The uncomfortable truth is that a lot of people – including those who work in research in universities – don’t even know records management or data curation (or whatever we think it should be called) even exists as a field. Given this fact, it should come as no surprise that terms in regular use across information curation, data management and related fields mean little or nothing to a lot of people who, nevertheless, need to know about the ideas, methods and processes these baffling terms describe, in order to have a chance of accessing their valuable research data now or in the future.
So we know we have to translate research data management vocabulary from specialist to non-specialist – but how? We need to find words and phrases that at least have a chance of making sense to researchers who are not specialists in information management / records management / data preservation / data curation. See? Even trying to get across this simple point leads me into a linguistic minefield. Archivists, librarians, IT specialists and other professionals involved in information preservation don’t have an agreed vocabulary for activities and roles in this area, so we on this project really have our work cut out trying to make sense to anyone else!
As part of work this month to scope out the existing data management guidance resources in UK universities, I’ve stumbled across an example: in a few UK universities, ‘research data management’ is used to mean how a researcher goes about gathering information in the first place, i.e the nuts and bolts of the formulation of questionnaires and interview schema, of which software to use to record and share this data, and how researchers can order and manipulate their information as they work on their project. To me, a lot of this is ‘research methods’, not ‘research data management’. However, that’s how quite a few UK universities use the term on their guidance pages. In other institutions, the term is used to mean how one looks after the data after the work is completed, and how one takes care of its longevity, access, integrity and security. Some other institutions include both these processes in their advice, but that’s rare. The Digital Curation Centre, a prominent force in, well, digital curation, offers a useful (if slightly intimidating, the first time you see it) lifecycle model (http://www.dcc.ac.uk/sites/default/files/documents/publications/DCCLifecycle.pdf) which supports this third, inclusive view, i.e. that data exists within a lifecycle, beginning with the creation or receipt of the data, and finishing with how to look after it in perpetuity (or until it should be disposed of). One phrase: three related but distinct views of what it might mean.

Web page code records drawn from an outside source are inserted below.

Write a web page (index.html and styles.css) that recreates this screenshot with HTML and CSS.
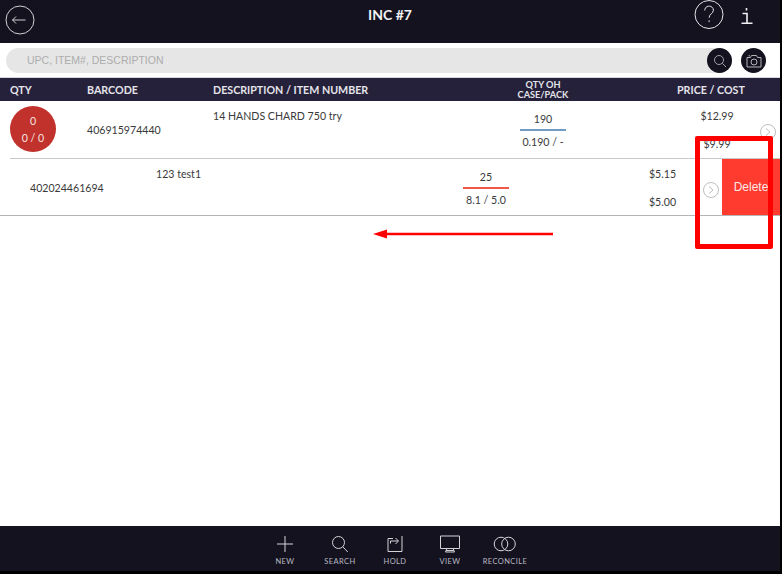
FILE: index.html
```html
<!DOCTYPE html>
<html lang="en">
<head>
<meta charset="utf-8">
<title>INC #7</title>
<link rel="stylesheet" href="styles.css">
</head>
<body>
<div class="app">
  <header class="topbar">
    <button class="icon-btn back" aria-label="Back">
      <svg width="30" height="30" viewBox="0 0 30 30" fill="none" stroke="#e4e4e8" stroke-width=".9"><circle cx="15" cy="15" r="14"/><path d="M7.500 15h13M11 11.500L7.500 15l3.500 3.500"/></svg>
    </button>
    <h1 class="title">INC #7</h1>
    <div class="top-actions">
      <svg width="30" height="30" viewBox="0 0 30 30" fill="none" stroke="#e4e4e8" stroke-width="1"><circle cx="15" cy="14.500" r="14"/><path d="M10.800 10.500c0-6 8.600-5.500 8.600-.3 0 3.400-4.300 3.700-4.300 7.500"/><path d="M15.100 20.300v1.800"/></svg>
      <svg class="info" width="12" height="16" viewBox="0 0 12 16" fill="none" stroke="#f0f0f2" stroke-width="1.600"><path d="M5.500 0v2.500"/><path d="M1.500 5.500h4.500v9.500M.500 15.200h11"/></svg>
    </div>
  </header>

  <div class="searchbar">
    <div class="search-field">
      <span class="placeholder">UPC, ITEM#, DESCRIPTION</span>
      <span class="round-btn">
        <svg width="14" height="14" viewBox="0 0 14 14" fill="none" stroke="#9f9fa8" stroke-width="1"><circle cx="6" cy="6" r="4.500"/><path d="M9.300 9.300l3.700 3.700"/></svg>
      </span>
    </div>
    <span class="round-btn">
      <svg width="16" height="14" viewBox="0 0 16 14" fill="none" stroke="#b4b4ba" stroke-width="1"><path d="M1 3.500h3.500l1-2h5l1 2H15v9.500H1z"/><circle cx="8" cy="8" r="3"/><path d="M2.500 1.800h1.500"/></svg>
    </span>
  </div>

  <div class="grid table-head">
    <span>QTY</span>
    <span>BARCODE</span>
    <span>DESCRIPTION / ITEM NUMBER</span>
    <span class="head-oh">QTY OH<br>CASE/PACK</span>
    <span class="spacer"></span>
    <span>PRICE / COST</span>
  </div>

  <div class="row first">
    <div class="grid row-content">
      <div class="qty-cell">
        <div class="badge"><span>0</span><span>0 / 0</span></div>
      </div>
      <div class="barcode">406915974440</div>
      <div class="desc">14 HANDS CHARD 750 try</div>
      <div class="oh">
        <span class="oh-top">190</span>
        <span class="oh-line blue"></span>
        <span class="oh-bottom">0.190 / -</span>
      </div>
      <span class="spacer"></span>
      <div class="price"><span>$12.99</span><span>$9.99</span></div>
      <div class="chev-cell">
        <svg width="16" height="16" viewBox="0 0 16 16" fill="none" stroke="#bdbdbd" stroke-width="1"><circle cx="8" cy="8" r="7.500"/><path d="M6 4.500l4 3.500-4 3.500"/></svg>
      </div>
    </div>
  </div>

  <div class="row swiped">
    <div class="grid row-content shifted">
      <div class="qty-cell"></div>
      <div class="barcode">402024461694</div>
      <div class="desc">123 test1</div>
      <div class="oh">
        <span class="oh-top">25</span>
        <span class="oh-line red"></span>
        <span class="oh-bottom">8.1 / 5.0</span>
      </div>
      <span class="spacer"></span>
      <div class="price price-shifted"><span>$5.15</span><span>$5.00</span></div>
      <div class="chev-cell">
        <svg width="16" height="16" viewBox="0 0 16 16" fill="none" stroke="#bdbdbd" stroke-width="1"><circle cx="8" cy="8" r="7.500"/><path d="M6 4.500l4 3.500-4 3.500"/></svg>
      </div>
    </div>
    <div class="delete">Delete</div>
  </div>

  <div class="empty"></div>

  <nav class="bottombar">
    <a class="tab">
      <svg width="18" height="18" viewBox="0 0 18 18" fill="none" stroke="#d4d4d8" stroke-width="1"><path d="M9 1v16M1 9h16"/></svg>
      <span>NEW</span>
    </a>
    <a class="tab">
      <svg width="18" height="18" viewBox="0 0 18 18" fill="none" stroke="#d4d4d8" stroke-width="1"><circle cx="7.500" cy="7.500" r="6"/><path d="M11.800 11.800l5 5.200"/></svg>
      <span>SEARCH</span>
    </a>
    <a class="tab">
      <svg width="18" height="18" viewBox="0 0 18 18" fill="none" stroke="#d4d4d8" stroke-width="1"><path d="M7 3.500H2v13h14V1"/><path d="M4.500 8.500V6h7.500M9.500 3l3 3-3 3"/></svg>
      <span>HOLD</span>
    </a>
    <a class="tab">
      <svg width="20" height="18" viewBox="0 0 20 18" fill="none" stroke="#d4d4d8" stroke-width="1"><path d="M.500 1h19v12.500H.500z"/><path d="M7 13.500L5.500 17h9L13 13.500M6 15.500h8"/></svg>
      <span>VIEW</span>
    </a>
    <a class="tab">
      <svg width="24" height="18" viewBox="0 0 24 18" fill="none" stroke="#d4d4d8" stroke-width="1"><circle cx="8" cy="9" r="6.800"/><circle cx="15.500" cy="9" r="6.800"/></svg>
      <span>RECONCILE</span>
    </a>
  </nav>
</div>

<div class="mark-box"></div>
<svg class="mark-arrow" width="180" height="10" viewBox="0 0 180 10"><path d="M0 5L14 .500v3.200h166v2.600H14v3.200z" fill="#f00"/></svg>
</body>
</html>
```

FILE: styles.css
```css
* { box-sizing: border-box; }
html, body { margin: 0; padding: 0; }
body {
  width: 782px;
  height: 574px;
  background: #000;
  overflow: hidden;
  position: relative;
  font-family: "Lato", "Liberation Sans", sans-serif;
  color: #333;
}
.app {
  width: 780px;
  height: 571px;
  background: #fff;
  display: flex;
  flex-direction: column;
}
.topbar {
  height: 43px;
  flex: none;
  background: #14121f;
  display: flex;
  align-items: flex-start;
  justify-content: space-between;
  padding: 5px 0 0 5px;
  position: relative;
}
.icon-btn { background: none; border: 0; padding: 0; width: 30px; height: 30px; display: block; }
.title {
  margin: 0;
  position: absolute;
  left: 0;
  right: 0;
  top: 6px;
  text-align: center;
  color: #f2f2f4;
  font-size: 14px;
  line-height: 17px;
  font-weight: 700;
}
.top-actions {
  display: flex;
  align-items: flex-start;
  gap: 17px;
  margin-top: -5px;
  padding-right: 27px;
}
.info { margin-top: 8px; }
.searchbar {
  height: 35px;
  flex: none;
  display: flex;
  align-items: center;
  gap: 9px;
  padding: 1px 14px 0 6px;
  border-bottom: 1px solid #d6d6da;
}
.search-field {
  width: 726px;
  height: 25px;
  border-radius: 13px;
  background: #e6e6e6;
  display: flex;
  align-items: center;
  justify-content: space-between;
  padding-left: 21px;
}
.placeholder {
  font-family: "Liberation Sans", Arial, sans-serif;
  font-size: 10.500px;
  line-height: 12px;
  margin-top: -1px;
  color: #adadad;
}
.round-btn {
  width: 25px;
  height: 25px;
  border-radius: 50%;
  background: #14121f;
  display: flex;
  align-items: center;
  justify-content: center;
  flex: none;
}
.grid {
  display: grid;
  grid-template-columns: 77px 126px 284px 92px 88px 80px 20px;
}
.table-head {
  height: 23px;
  flex: none;
  background: #26213a;
  color: #e4e4ea;
  font-size: 10.700px;
  font-weight: 700;
  line-height: 24px;
  padding-left: 10px;
  grid-template-columns: 77px 126px 284px 92px 88px auto;
}
.head-oh {
  font-size: 9.200px;
  line-height: 10px;
  text-align: center;
  padding-top: 2px;
  white-space: nowrap;
}
.row { flex: none; overflow: hidden; }
.first {
  height: 58px;
  margin-left: 10px;
  border-bottom: 1px solid #c9c9c9;
}
.swiped {
  height: 57px;
  border-bottom: 1px solid #b5b5b5;
  display: flex;
}
.row-content {
  font-size: 10.600px;
  line-height: 14px;
  color: #3a3a3a;
  height: 100%;
}
.shifted {
  flex: none;
  width: 769px;
  margin-left: -47px;
}
.qty-cell { display: flex; align-items: center; }
.badge {
  width: 46px;
  height: 46px;
  border-radius: 50%;
  background: #c0322b;
  color: #f6e4e2;
  display: flex;
  flex-direction: column;
  align-items: center;
  gap: 3px;
  padding-top: 8px;
  margin-top: -1px;
}
.barcode { padding-top: 22px; }
.desc { padding-top: 7.500px; }
.oh {
  display: flex;
  flex-direction: column;
  align-items: center;
  padding-top: 11px;
}
.oh-top { height: 14px; }
.oh-line { width: 46px; height: 2px; margin: 3px 0 4px; }
.oh-line.blue { background: #6f9cc4; }
.oh-line.red { background: #f0584a; }
.price {
  display: flex;
  flex-direction: column;
  align-items: center;
  gap: 14px;
  padding-top: 8px;
  width: 80px;
}
.price-shifted { padding-left: 5px; }
.chev-cell { padding: 23px 0 0 3px; }
.delete {
  flex: none;
  width: 58px;
  background: #ff3b30;
  color: #fbe9e7;
  font-family: "Liberation Sans", Arial, sans-serif;
  font-size: 12px;
  display: flex;
  align-items: center;
  justify-content: center;
}
.empty { flex: 1; }
.bottombar {
  height: 45px;
  flex: none;
  background: #14121f;
  display: flex;
  justify-content: center;
  padding: 9px 0 0 10px;
}
.tab {
  width: 55px;
  display: flex;
  flex-direction: column;
  align-items: center;
  gap: 5px;
  color: #b9b9c2;
  font-size: 7.500px;
  line-height: 8px;
  letter-spacing: .4px;
  font-weight: 400;
}
.mark-box {
  position: absolute;
  left: 695px;
  top: 136px;
  width: 78px;
  height: 113px;
  border: 5px solid #f00;
  border-radius: 2px;
}
.mark-arrow {
  position: absolute;
  left: 373px;
  top: 229px;
}
```
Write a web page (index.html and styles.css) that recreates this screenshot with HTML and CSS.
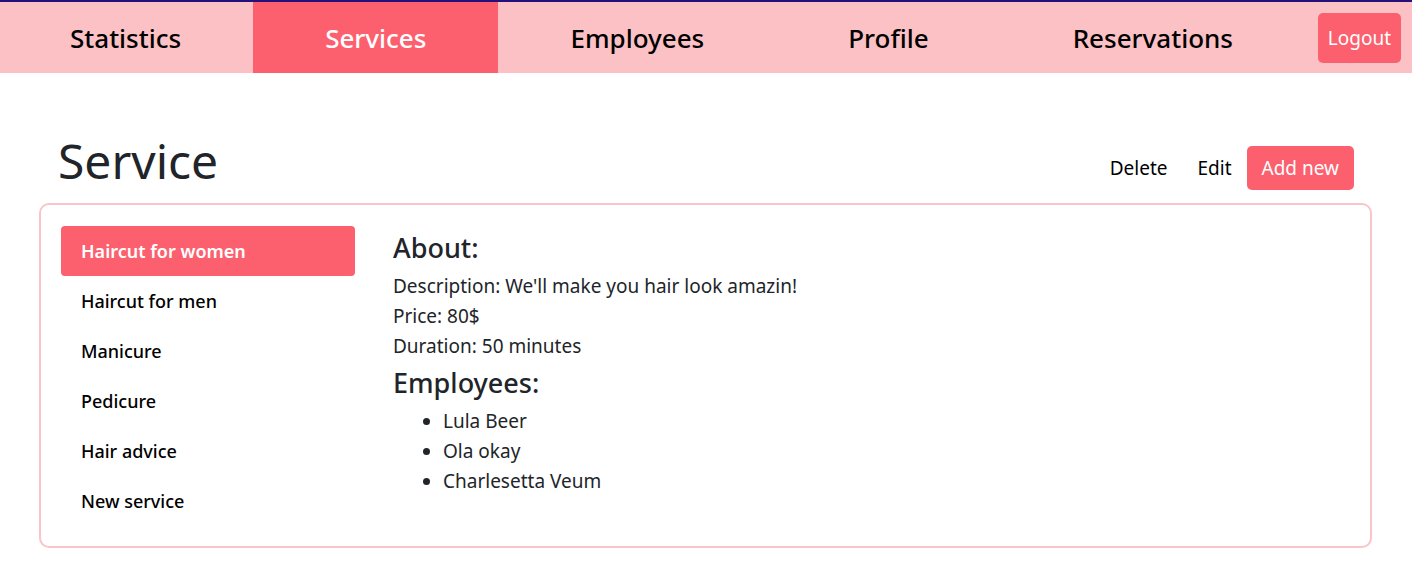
FILE: index.html
```html
<!DOCTYPE html>
<html lang="en">
<head>
<meta charset="utf-8">
<title>Service</title>
<link rel="stylesheet" href="styles.css">
</head>
<body>
<nav class="topnav">
  <a class="nav-item nav-first">Statistics</a>
  <a class="nav-item active">Services</a>
  <a class="nav-item">Employees</a>
  <a class="nav-item">Profile</a>
  <a class="nav-item">Reservations</a>
  <button class="logout">Logout</button>
</nav>
<main class="page">
  <header class="page-head">
    <h1 class="title">Service</h1>
    <div class="actions">
      <button class="btn-link">Delete</button>
      <button class="btn-link">Edit</button>
      <button class="btn-primary">Add new</button>
    </div>
  </header>
  <section class="card">
    <ul class="side-list">
      <li class="side-item active">Haircut for women</li>
      <li class="side-item">Haircut for men</li>
      <li class="side-item">Manicure</li>
      <li class="side-item">Pedicure</li>
      <li class="side-item">Hair advice</li>
      <li class="side-item">New service</li>
    </ul>
    <div class="details">
      <h2 class="sub">About:</h2>
      <p class="line">Description: We'll make you hair look amazin!</p>
      <p class="line">Price: 80$</p>
      <p class="line">Duration: 50 minutes</p>
      <h2 class="sub sub-next">Employees:</h2>
      <ul class="emp">
        <li>Lula Beer</li>
        <li>Ola okay</li>
        <li>Charlesetta Veum</li>
      </ul>
    </div>
  </section>
</main>
</body>
</html>
```
FILE: styles.css
```css
* { box-sizing: border-box; }
body {
  margin: 0;
  font-family: "Noto Sans", "Open Sans", sans-serif;
  color: #212529;
  background: #fff;
}
.topnav {
  display: flex;
  align-items: stretch;
  height: 73px;
  background: #fcc1c5;
  border-top: 2px solid #24127a;
}
.nav-item {
  display: flex;
  align-items: center;
  padding: 0 72px;
  font-size: 26px;
  font-weight: 500;
  color: #000;
  text-decoration: none;
}
.nav-first {
  padding-left: 70px;
}
.nav-item.active {
  background: #fc5f6e;
  color: #fff;
}
.logout {
  align-self: center;
  margin-left: auto;
  margin-right: 11px;
  height: 50px;
  padding: 0 10px;
  border: none;
  border-radius: 5px;
  background: #fc5f6e;
  color: #fff;
  font-family: "Noto Sans", sans-serif;
  font-size: 19px;
}
.page {
  padding: 59px 40px 0 39px;
}
.page-head {
  display: flex;
  align-items: flex-end;
  justify-content: space-between;
  padding: 0 18px 13px 19px;
}
.title {
  margin: 0;
  font-size: 48px;
  font-weight: 400;
  line-height: 1.2;
}
.actions {
  display: flex;
  align-items: center;
}
.btn-link, .btn-primary {
  border: none;
  background: none;
  font-family: "Noto Sans", sans-serif;
  font-size: 19px;
  color: #000;
  height: 44px;
  padding: 0 15px;
  border-radius: 5px;
}
.btn-primary {
  background: #fc5f6e;
  color: #fff;
}
.card {
  display: flex;
  border: 2px solid #fbc4c8;
  border-radius: 10px;
  padding: 21px 20px 20px 20px;
}
.side-list {
  list-style: none;
  margin: 0;
  padding: 0;
  width: 294px;
  flex: none;
}
.side-item {
  height: 50px;
  display: flex;
  align-items: center;
  padding: 0 20px;
  font-size: 18px;
  font-weight: 500;
  color: #000;
  border-radius: 4px;
}
.side-item.active {
  background: #fc5f6e;
  color: #fff;
  font-weight: 600;
}
.details {
  padding-left: 38px;
  padding-top: 4px;
}
.sub {
  margin: 0 0 5px;
  font-size: 27px;
  font-weight: 500;
  line-height: 36px;
}
.sub-next {
  margin-top: 4px;
}
.line {
  margin: 0;
  font-size: 19px;
  line-height: 30px;
}
.emp {
  margin: 0;
  padding-left: 50px;
  font-size: 19px;
  line-height: 30px;
}
```
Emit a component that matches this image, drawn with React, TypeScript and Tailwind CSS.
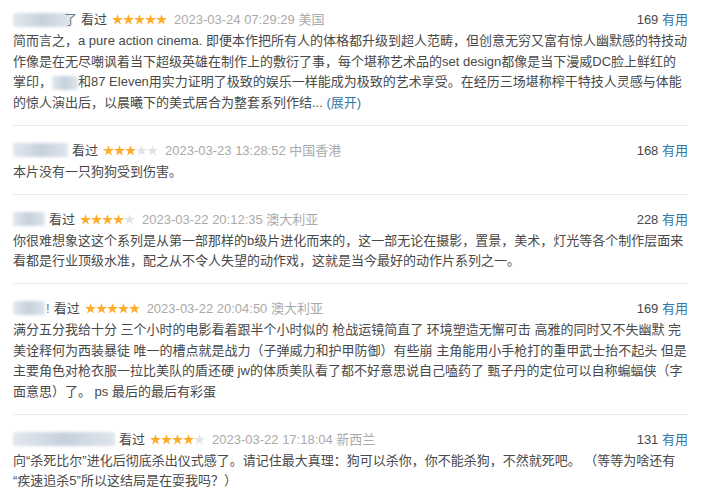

There are probably researchers in UK universities with dozens of other ideas about what the phrase ‘research data management’ might mean or involve – and they probably don’t like the sound of any of them. So how do we find vocabulary that makes sense to non-research-data-management-specialists, and actually makes them feel alright about engaging in good data management practices? Is it all about sticking with an agreed established term and hoping that if we say it enough, users will eventually get their heads around what it means? Is it about contextualising data management guidance and advice in researcher-friendly areas of institutional websites, alongside a whacking great glossary of what we mean by each of the terms we use? Or should we proceed by enthusiastic promotion of the benefits to researchers of good data management, with the awkward vocabulary and frightening names for things tagged on – again with glossary – as unattractive but necessary addenda, like the copious small print at the bottom of loan adverts?